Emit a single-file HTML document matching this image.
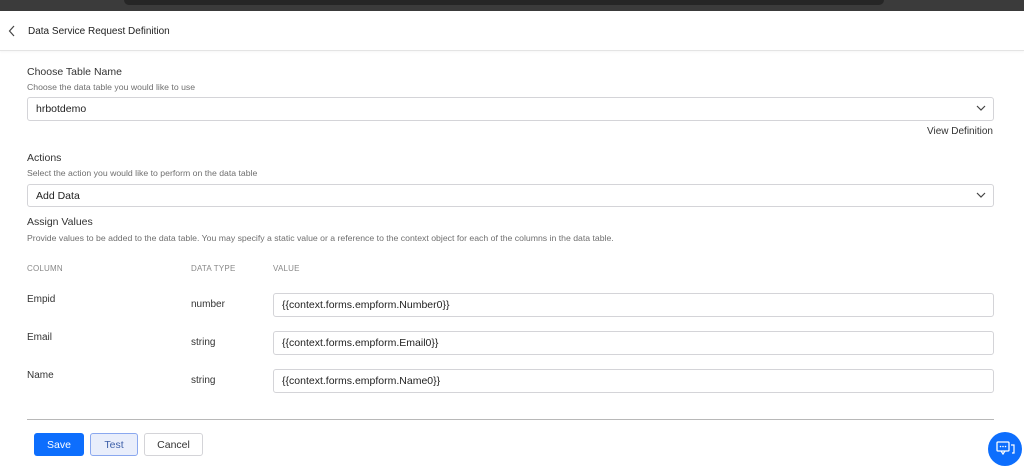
<!DOCTYPE html>
<html><head><meta charset="utf-8"><style>
*{box-sizing:border-box;margin:0;padding:0}
body{width:1024px;height:468px;overflow:hidden;background:#fff;font-family:"Liberation Sans",sans-serif;color:#202124;position:relative}
.a{position:absolute;white-space:nowrap}
.top{position:absolute;left:0;top:0;width:1024px;height:11px;background:#3b3b3b}
.top div{position:absolute;left:124px;width:760px;top:0;height:5px;background:#262626;border-radius:0 0 8px 8px}
.hdr{position:absolute;left:0;top:11px;width:1024px;height:40px;border-bottom:1px solid #e4e4e4;box-shadow:0 1px 2px rgba(0,0,0,.04)}
.h1{font-size:13px;color:#333}
.sub{font-size:8.7px;color:#6f6f6f}
.box{position:absolute;border:1px solid #d4d4d8;border-radius:3px;background:#fff;font-size:10.5px;color:#222;padding-left:8px;display:flex;align-items:center}
.th{font-size:8px;color:#888;letter-spacing:.2px}
.lbl{font-size:10px;color:#333}
.btn{position:absolute;top:433px;height:23px;border-radius:3px;font-size:10.5px;display:flex;align-items:center;justify-content:center}
</style></head><body>
<div class="top"><div></div></div>
<div class="hdr"></div>
<svg class="a" style="left:8px;top:25px" width="8" height="12"><path d="M6 1L1.5 6L6 11" fill="none" stroke="#444" stroke-width="1.2"/></svg>
<div class="a" style="left:28px;top:26px;font-size:10px;color:#222">Data Service Request Definition</div>

<div class="a h1" style="left:27px;top:66px;font-size:10.5px">Choose Table Name</div>
<div class="a sub" style="left:27px;top:82px">Choose the data table you would like to use</div>
<div class="box" style="left:27px;top:97px;width:967px;height:24px">hrbotdemo</div>
<svg class="a" style="left:976px;top:105px" width="10" height="7"><path d="M1 1L5 5L9 1" fill="none" stroke="#444" stroke-width="1.2"/></svg>
<div class="a" style="left:927px;top:126px;font-size:10px;color:#333">View Definition</div>

<div class="a h1" style="left:27px;top:152px;font-size:10.5px">Actions</div>
<div class="a sub" style="left:27px;top:168px">Select the action you would like to perform on the data table</div>
<div class="box" style="left:27px;top:184px;width:967px;height:23px">Add Data</div>
<svg class="a" style="left:976px;top:192px" width="10" height="7"><path d="M1 1L5 5L9 1" fill="none" stroke="#444" stroke-width="1.2"/></svg>

<div class="a h1" style="left:27px;top:216px;font-size:10.5px">Assign Values</div>
<div class="a sub" style="left:27px;top:233px">Provide values to be added to the data table. You may specify a static value or a reference to the context object for each of the columns in the data table.</div>

<div class="a th" style="left:27px;top:264px">COLUMN</div>
<div class="a th" style="left:191px;top:264px">DATA TYPE</div>
<div class="a th" style="left:273px;top:264px">VALUE</div>

<div class="a lbl" style="left:27px;top:294px">Empid</div>
<div class="a lbl" style="left:191px;top:299px">number</div>
<div class="box" style="left:273px;top:293px;width:721px;height:24px">{{context.forms.empform.Number0}}</div>
<div class="a lbl" style="left:27px;top:332px">Email</div>
<div class="a lbl" style="left:191px;top:337px">string</div>
<div class="box" style="left:273px;top:331px;width:721px;height:24px">{{context.forms.empform.Email0}}</div>
<div class="a lbl" style="left:27px;top:370px">Name</div>
<div class="a lbl" style="left:191px;top:375px">string</div>
<div class="box" style="left:273px;top:369px;width:721px;height:24px">{{context.forms.empform.Name0}}</div>

<div class="a" style="left:27px;top:419px;width:967px;height:1px;background:#b8b8b8"></div>
<div class="btn" style="left:34px;width:50px;background:#0d6efd;color:#fff">Save</div>
<div class="btn" style="left:90px;width:48px;background:#e9eefb;border:1px solid #8aa8ef;color:#3d5fa8">Test</div>
<div class="btn" style="left:144px;width:59px;background:#fff;border:1px solid #d4d4d8;color:#333">Cancel</div>
<div class="a" style="left:988px;top:432px;width:34px;height:34px;border-radius:50%;background:#0d6efd"></div>
<svg class="a" style="left:996px;top:441px" width="20" height="16"><rect x="1" y="1" width="12" height="9" rx="1" fill="none" stroke="#fff" stroke-width="1.3"/><path d="M5 10L7 13L9 10" fill="none" stroke="#fff" stroke-width="1.2"/><path d="M15 4H18V12H16" fill="none" stroke="#fff" stroke-width="1.2"/><circle cx="4.5" cy="5.5" r=".8" fill="#fff"/><circle cx="7" cy="5.5" r=".8" fill="#fff"/><circle cx="9.5" cy="5.5" r=".8" fill="#fff"/></svg>
</body></html>
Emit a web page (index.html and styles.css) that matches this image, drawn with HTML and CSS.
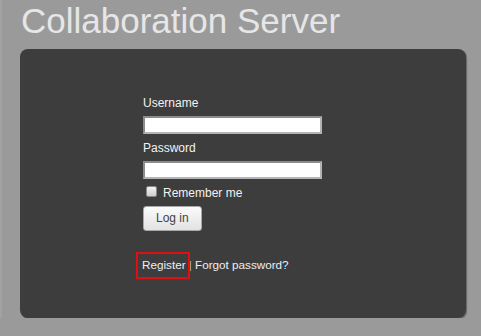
FILE: index.html
```html
<!DOCTYPE html>
<html>
<head>
	<title>Collaboration Server</title>
	<link rel="stylesheet" href="styles.css">
</head>

<body>
	<h1 class="title">Collaboration Server</h1>

	<div class="panel">
		<form class="login">
			<label class="label" for="user">Username</label>
			<input class="field" type="text" id="user">

			<label class="label" for="pass">Password</label>
			<input class="field" type="password" id="pass">

			<label class="remember">
				<input class="check" type="checkbox">
				<span>Remember me</span>
			</label>

			<div>
				<button class="loginBtn" type="button">Log in</button>
			</div>

			<div class="links">
				<a class="link register" href="#">Register</a>
				<span class="sep">|</span>
				<a class="link" href="#">Forgot password?</a>
			</div>
		</form>
	</div>
</body>
</html>
```

FILE: styles.css
```css
html {
	background: #9a9a9a;
	border-left: 2px solid #a2a2a2;
}

body {
	margin: 0;
	padding: 0 15px 0 18px;
	font-family: "Liberation Sans", Arial, sans-serif;
}

.title {
	margin: 1px 0 8px 1px;
	font-size: 35px;
	line-height: 40px;
	font-weight: normal;
	color: #e6e6e6;
}

.panel {
	background: #3d3d3d;
	border-radius: 8px;
	box-shadow: 1px 1px 1px rgba(0, 0, 0, 0.35);
	padding: 47px 0 46px 123px;
}

.login {
	display: flex;
	flex-direction: column;
	align-items: flex-start;
}

.label {
	font-size: 12px;
	line-height: 14px;
	color: #f2f2f2;
}

.field {
	box-sizing: border-box;
	width: 179px;
	height: 18px;
	margin: 6px 0 7px 0;
	padding: 0 3px;
	background: #fff;
	border: 2px solid;
	border-color: #8c8c8c #b4b4b4 #b4b4b4 #8c8c8c;
}

.remember {
	display: flex;
	align-items: flex-start;
	margin-top: 0;
	font-size: 12px;
	line-height: 14px;
	color: #f2f2f2;
}

.check {
	appearance: none;
	box-sizing: border-box;
	width: 11px;
	height: 11px;
	margin: 0 6px 0 3px;
	background: linear-gradient(#f2f2f2, #cfcfcf);
	border: 1px solid #8a8a8a;
	border-radius: 2px;
}

.loginBtn {
	margin-top: 6px;
	padding: 4px 12px 5px 12px;
	font-family: "Liberation Sans", Arial, sans-serif;
	font-size: 12px;
	line-height: 14px;
	color: #444;
	background: linear-gradient(#fbfbfb, #e2e2e2);
	border: 1px solid #a9a9a9;
	border-radius: 3px;
}

.links {
	margin: 27px 0 0 -1px;
	font-size: 11.7px;
	line-height: 14px;
	color: #eee;
}

.link {
	color: #eee;
	text-decoration: none;
}

.sep {
	color: #bbb;
}

/* red marker round the register link */
.register {
	position: relative;
}

.register::after {
	content: "";
	position: absolute;
	left: -6px;
	top: -6px;
	width: 54px;
	height: 27px;
	box-sizing: border-box;
	border: 2px solid #e01010;
	box-shadow: 0 1px 0 #1e5153;
}
```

════════════════

Repeat all of the records verbatim, leaving out the pictures.

Emit a single-file HTML document matching this image.
<!DOCTYPE html>
<html><head><meta charset="utf-8"><style>
*{box-sizing:border-box;margin:0;padding:0}
body{width:1024px;height:468px;overflow:hidden;background:#fff;font-family:"Liberation Sans",sans-serif;color:#202124;position:relative}
.a{position:absolute;white-space:nowrap}
.top{position:absolute;left:0;top:0;width:1024px;height:11px;background:#3b3b3b}
.top div{position:absolute;left:124px;width:760px;top:0;height:5px;background:#262626;border-radius:0 0 8px 8px}
.hdr{position:absolute;left:0;top:11px;width:1024px;height:40px;border-bottom:1px solid #e4e4e4;box-shadow:0 1px 2px rgba(0,0,0,.04)}
.h1{font-size:13px;color:#333}
.sub{font-size:8.7px;color:#6f6f6f}
.box{position:absolute;border:1px solid #d4d4d8;border-radius:3px;background:#fff;font-size:10.5px;color:#222;padding-left:8px;display:flex;align-items:center}
.th{font-size:8px;color:#888;letter-spacing:.2px}
.lbl{font-size:10px;color:#333}
.btn{position:absolute;top:433px;height:23px;border-radius:3px;font-size:10.5px;display:flex;align-items:center;justify-content:center}
</style></head><body>
<div class="top"><div></div></div>
<div class="hdr"></div>
<svg class="a" style="left:8px;top:25px" width="8" height="12"><path d="M6 1L1.5 6L6 11" fill="none" stroke="#444" stroke-width="1.2"/></svg>
<div class="a" style="left:28px;top:26px;font-size:10px;color:#222">Data Service Request Definition</div>

<div class="a h1" style="left:27px;top:66px;font-size:10.5px">Choose Table Name</div>
<div class="a sub" style="left:27px;top:82px">Choose the data table you would like to use</div>
<div class="box" style="left:27px;top:97px;width:967px;height:24px">hrbotdemo</div>
<svg class="a" style="left:976px;top:105px" width="10" height="7"><path d="M1 1L5 5L9 1" fill="none" stroke="#444" stroke-width="1.2"/></svg>
<div class="a" style="left:927px;top:126px;font-size:10px;color:#333">View Definition</div>

<div class="a h1" style="left:27px;top:152px;font-size:10.5px">Actions</div>
<div class="a sub" style="left:27px;top:168px">Select the action you would like to perform on the data table</div>
<div class="box" style="left:27px;top:184px;width:967px;height:23px">Add Data</div>
<svg class="a" style="left:976px;top:192px" width="10" height="7"><path d="M1 1L5 5L9 1" fill="none" stroke="#444" stroke-width="1.2"/></svg>

<div class="a h1" style="left:27px;top:216px;font-size:10.5px">Assign Values</div>
<div class="a sub" style="left:27px;top:233px">Provide values to be added to the data table. You may specify a static value or a reference to the context object for each of the columns in the data table.</div>

<div class="a th" style="left:27px;top:264px">COLUMN</div>
<div class="a th" style="left:191px;top:264px">DATA TYPE</div>
<div class="a th" style="left:273px;top:264px">VALUE</div>

<div class="a lbl" style="left:27px;top:294px">Empid</div>
<div class="a lbl" style="left:191px;top:299px">number</div>
<div class="box" style="left:273px;top:293px;width:721px;height:24px">{{context.forms.empform.Number0}}</div>
<div class="a lbl" style="left:27px;top:332px">Email</div>
<div class="a lbl" style="left:191px;top:337px">string</div>
<div class="box" style="left:273px;top:331px;width:721px;height:24px">{{context.forms.empform.Email0}}</div>
<div class="a lbl" style="left:27px;top:370px">Name</div>
<div class="a lbl" style="left:191px;top:375px">string</div>
<div class="box" style="left:273px;top:369px;width:721px;height:24px">{{context.forms.empform.Name0}}</div>

<div class="a" style="left:27px;top:419px;width:967px;height:1px;background:#b8b8b8"></div>
<div class="btn" style="left:34px;width:50px;background:#0d6efd;color:#fff">Save</div>
<div class="btn" style="left:90px;width:48px;background:#e9eefb;border:1px solid #8aa8ef;color:#3d5fa8">Test</div>
<div class="btn" style="left:144px;width:59px;background:#fff;border:1px solid #d4d4d8;color:#333">Cancel</div>
<div class="a" style="left:988px;top:432px;width:34px;height:34px;border-radius:50%;background:#0d6efd"></div>
<svg class="a" style="left:996px;top:441px" width="20" height="16"><rect x="1" y="1" width="12" height="9" rx="1" fill="none" stroke="#fff" stroke-width="1.3"/><path d="M5 10L7 13L9 10" fill="none" stroke="#fff" stroke-width="1.2"/><path d="M15 4H18V12H16" fill="none" stroke="#fff" stroke-width="1.2"/><circle cx="4.5" cy="5.5" r=".8" fill="#fff"/><circle cx="7" cy="5.5" r=".8" fill="#fff"/><circle cx="9.5" cy="5.5" r=".8" fill="#fff"/></svg>
</body></html>
Emit a web page (index.html and styles.css) that matches this image, drawn with HTML and CSS.
FILE: index.html
```html
<!DOCTYPE html>
<html>
<head>
	<title>Collaboration Server</title>
	<link rel="stylesheet" href="styles.css">
</head>

<body>
	<h1 class="title">Collaboration Server</h1>

	<div class="panel">
		<form class="login">
			<label class="label" for="user">Username</label>
			<input class="field" type="text" id="user">

			<label class="label" for="pass">Password</label>
			<input class="field" type="password" id="pass">

			<label class="remember">
				<input class="check" type="checkbox">
				<span>Remember me</span>
			</label>

			<div>
				<button class="loginBtn" type="button">Log in</button>
			</div>

			<div class="links">
				<a class="link register" href="#">Register</a>
				<span class="sep">|</span>
				<a class="link" href="#">Forgot password?</a>
			</div>
		</form>
	</div>
</body>
</html>
```

FILE: styles.css
```css
html {
	background: #9a9a9a;
	border-left: 2px solid #a2a2a2;
}

body {
	margin: 0;
	padding: 0 15px 0 18px;
	font-family: "Liberation Sans", Arial, sans-serif;
}

.title {
	margin: 1px 0 8px 1px;
	font-size: 35px;
	line-height: 40px;
	font-weight: normal;
	color: #e6e6e6;
}

.panel {
	background: #3d3d3d;
	border-radius: 8px;
	box-shadow: 1px 1px 1px rgba(0, 0, 0, 0.35);
	padding: 47px 0 46px 123px;
}

.login {
	display: flex;
	flex-direction: column;
	align-items: flex-start;
}

.label {
	font-size: 12px;
	line-height: 14px;
	color: #f2f2f2;
}

.field {
	box-sizing: border-box;
	width: 179px;
	height: 18px;
	margin: 6px 0 7px 0;
	padding: 0 3px;
	background: #fff;
	border: 2px solid;
	border-color: #8c8c8c #b4b4b4 #b4b4b4 #8c8c8c;
}

.remember {
	display: flex;
	align-items: flex-start;
	margin-top: 0;
	font-size: 12px;
	line-height: 14px;
	color: #f2f2f2;
}

.check {
	appearance: none;
	box-sizing: border-box;
	width: 11px;
	height: 11px;
	margin: 0 6px 0 3px;
	background: linear-gradient(#f2f2f2, #cfcfcf);
	border: 1px solid #8a8a8a;
	border-radius: 2px;
}

.loginBtn {
	margin-top: 6px;
	padding: 4px 12px 5px 12px;
	font-family: "Liberation Sans", Arial, sans-serif;
	font-size: 12px;
	line-height: 14px;
	color: #444;
	background: linear-gradient(#fbfbfb, #e2e2e2);
	border: 1px solid #a9a9a9;
	border-radius: 3px;
}

.links {
	margin: 27px 0 0 -1px;
	font-size: 11.7px;
	line-height: 14px;
	color: #eee;
}

.link {
	color: #eee;
	text-decoration: none;
}

.sep {
	color: #bbb;
}

/* red marker round the register link */
.register {
	position: relative;
}

.register::after {
	content: "";
	position: absolute;
	left: -6px;
	top: -6px;
	width: 54px;
	height: 27px;
	box-sizing: border-box;
	border: 2px solid #e01010;
	box-shadow: 0 1px 0 #1e5153;
}
```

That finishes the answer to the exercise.